**Data provided**
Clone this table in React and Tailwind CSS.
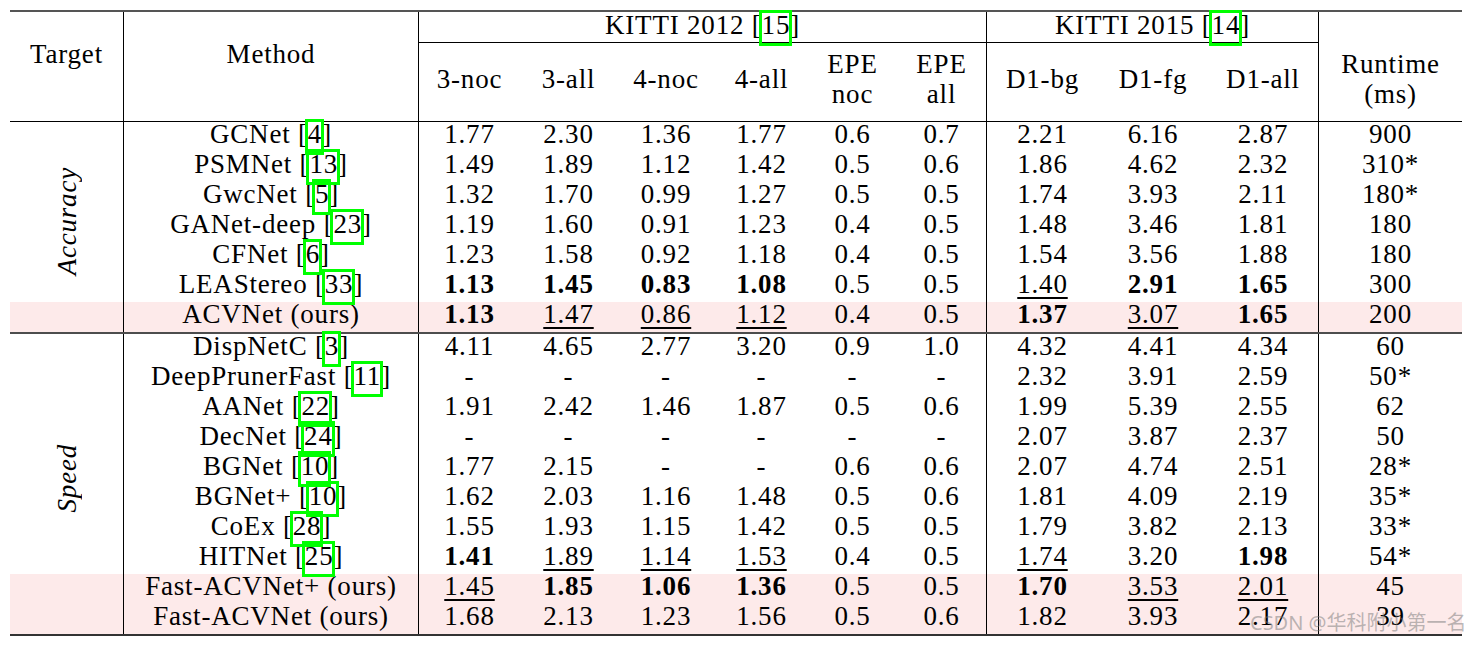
import React from 'react';

const GRID =
  'grid grid-cols-[114px_295px_101px_97px_98px_93px_89px_90px_111px_110px_111px_143px]';

const ROWSTART = [
  'row-start-1',
  'row-start-2',
  'row-start-3',
  'row-start-4',
  'row-start-5',
  'row-start-6',
  'row-start-7',
  'row-start-8',
  'row-start-9',
  'row-start-10',
];

const accuracy = [
  ['GCNet', '4', ['1.77', '2.30', '1.36', '1.77', '0.6', '0.7', '2.21', '6.16', '2.87', '900']],
  ['PSMNet', '13', ['1.49', '1.89', '1.12', '1.42', '0.5', '0.6', '1.86', '4.62', '2.32', '310*']],
  ['GwcNet', '5', ['1.32', '1.70', '0.99', '1.27', '0.5', '0.5', '1.74', '3.93', '2.11', '180*']],
  ['GANet-deep', '23', ['1.19', '1.60', '0.91', '1.23', '0.4', '0.5', '1.48', '3.46', '1.81', '180']],
  ['CFNet', '6', ['1.23', '1.58', '0.92', '1.18', '0.4', '0.5', '1.54', '3.56', '1.88', '180']],
  ['LEAStereo', '33', ['**1.13', '**1.45', '**0.83', '**1.08', '0.5', '0.5', '_1.40', '**2.91', '**1.65', '300']],
  ['ACVNet (ours)', null, ['**1.13', '_1.47', '_0.86', '_1.12', '0.4', '0.5', '**1.37', '_3.07', '**1.65', '200'], true],
];

const speed = [
  ['DispNetC', '3', ['4.11', '4.65', '2.77', '3.20', '0.9', '1.0', '4.32', '4.41', '4.34', '60']],
  ['DeepPrunerFast', '11', ['-', '-', '-', '-', '-', '-', '2.32', '3.91', '2.59', '50*']],
  ['AANet', '22', ['1.91', '2.42', '1.46', '1.87', '0.5', '0.6', '1.99', '5.39', '2.55', '62']],
  ['DecNet', '24', ['-', '-', '-', '-', '-', '-', '2.07', '3.87', '2.37', '50']],
  ['BGNet', '10', ['1.77', '2.15', '-', '-', '0.6', '0.6', '2.07', '4.74', '2.51', '28*']],
  ['BGNet+', '10', ['1.62', '2.03', '1.16', '1.48', '0.5', '0.6', '1.81', '4.09', '2.19', '35*']],
  ['CoEx', '28', ['1.55', '1.93', '1.15', '1.42', '0.5', '0.5', '1.79', '3.82', '2.13', '33*']],
  ['HITNet', '25', ['**1.41', '_1.89', '_1.14', '_1.53', '0.4', '0.5', '_1.74', '3.20', '**1.98', '54*']],
  ['Fast-ACVNet+ (ours)', null, ['_1.45', '**1.85', '**1.06', '**1.36', '0.5', '0.5', '**1.70', '_3.53', '_2.01', '45'], true],
  ['Fast-ACVNet (ours)', null, ['1.68', '2.13', '1.23', '1.56', '0.5', '0.6', '1.82', '3.93', '2.17', '39'], true],
];

function Ref({ children }) {
  return (
    <span className="relative">
      {children}
      <span className="absolute -left-[3px] -right-[2px] top-0 -bottom-[6px] border-[3px] border-[#00ff00]" />
    </span>
  );
}

function Val({ v }) {
  if (v.startsWith('**')) return <span className="font-bold">{v.slice(2)}</span>;
  if (v.startsWith('_'))
    return (
      <span className="underline decoration-[1.5px] underline-offset-[4px]">{v.slice(1)}</span>
    );
  return <span>{v}</span>;
}

function Row({ idx, row }) {
  const [name, ref, vals, pink] = row;
  return (
    <div
      className={`${ROWSTART[idx]} col-span-full grid grid-cols-subgrid h-[30px] ${
        pink ? 'bg-[#fdeaea]' : ''
      }`}
    >
      <div />
      <div className="flex items-start justify-center leading-[24px] border-r border-black whitespace-nowrap">
        <span>
          {name}
          {ref ? (
            <>
              {' ['}
              <Ref>{ref}</Ref>
              {']'}
            </>
          ) : null}
        </span>
      </div>
      {vals.map((v, i) => (
        <div
          key={i}
          className={`flex items-start justify-center leading-[24px] ${
            i === 5 || i === 8 ? 'border-r border-black' : ''
          }`}
        >
          <Val v={v} />
        </div>
      ))}
    </div>
  );
}

function Section({ rows, label, span, border, lpad }) {
  return (
    <div className={`${GRID} auto-rows-[30px] ${border}`}>
      {rows.map((r, i) => (
        <Row key={i} idx={i} row={r} />
      ))}
      <div
        className={`col-start-1 row-start-1 ${span} ${lpad} border-r border-black flex items-center justify-center`}
      >
        <span className="italic [writing-mode:vertical-rl] rotate-180">{label}</span>
      </div>
    </div>
  );
}

export default function App() {
  const sub = (t, last) => (
    <div
      className={`row-start-2 flex items-center justify-center pb-[6px] ${
        last ? 'border-r border-black' : ''
      }`}
    >
      {t}
    </div>
  );
  const sub2 = (a, b, last) => (
    <div
      className={`row-start-2 flex items-center justify-center pb-[6px] text-center leading-[30px] ${
        last ? 'border-r border-black' : ''
      }`}
    >
      <div>
        {a}
        <br />
        {b}
      </div>
    </div>
  );
  return (
    <div className="relative w-[1474px] h-[646px] bg-white overflow-hidden">
      <div
        className="ml-[10px] mt-[10px] w-[1452px] text-[27px] leading-[30px] tracking-[0.8px] text-black"
        style={{ fontFamily: '"Liberation Serif", "Times New Roman", serif' }}
      >
        {/* Header */}
        <div className={`${GRID} grid-rows-[31px_78px] border-t-2 border-b border-t-[#555] border-b-black`}>
          <div className="col-start-1 row-start-1 row-span-2 border-r border-black flex items-center justify-center pb-[26px]">
            Target
          </div>
          <div className="col-start-2 row-start-1 row-span-2 border-r border-black flex items-center justify-center pb-[26px]">
            Method
          </div>
          <div className="col-start-3 col-span-6 row-start-1 border-r border-b border-black flex items-center justify-center pb-[4px]">
            <span>
              KITTI 2012 [<Ref>15</Ref>]
            </span>
          </div>
          <div className="col-start-9 col-span-3 row-start-1 border-r border-b border-black flex items-center justify-center pb-[4px]">
            <span>
              KITTI 2015 [<Ref>14</Ref>]
            </span>
          </div>
          <div className="col-start-12 row-start-1 row-span-2 flex items-center justify-center pt-[24px] text-center leading-[30px]">
            <div>
              Runtime
              <br />
              (ms)
            </div>
          </div>
          {sub('3-noc')}
          {sub('3-all')}
          {sub('4-noc')}
          {sub('4-all')}
          {sub2('EPE', 'noc')}
          {sub2('EPE', 'all', true)}
          {sub('D1-bg')}
          {sub('D1-fg')}
          {sub('D1-all', true)}
        </div>

        <Section
          rows={accuracy}
          label="Accuracy"
          span="row-span-7"
          lpad="pb-[12px]"
          border="border-b-2 border-b-[#4d4d4d]"
        />
        <Section
          rows={speed}
          label="Speed"
          span="row-span-10"
          lpad="pb-[12px]"
          border="border-b-2 border-b-[#333]"
        />
      </div>

      <div
        className="absolute left-[1250px] top-[610px] text-[20px] leading-[26px] text-[rgba(120,120,120,0.5)] whitespace-nowrap"
        style={{ fontFamily: '"Noto Sans", "Noto Sans CJK SC", sans-serif' }}
      >
        CSDN @华科附小第一名
      </div>
    </div>
  );
}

**Goal**
Go through the material and copy out every line with "React" in it.

**Response to this exercise**
Clone this table in React and Tailwind CSS.
import React from 'react';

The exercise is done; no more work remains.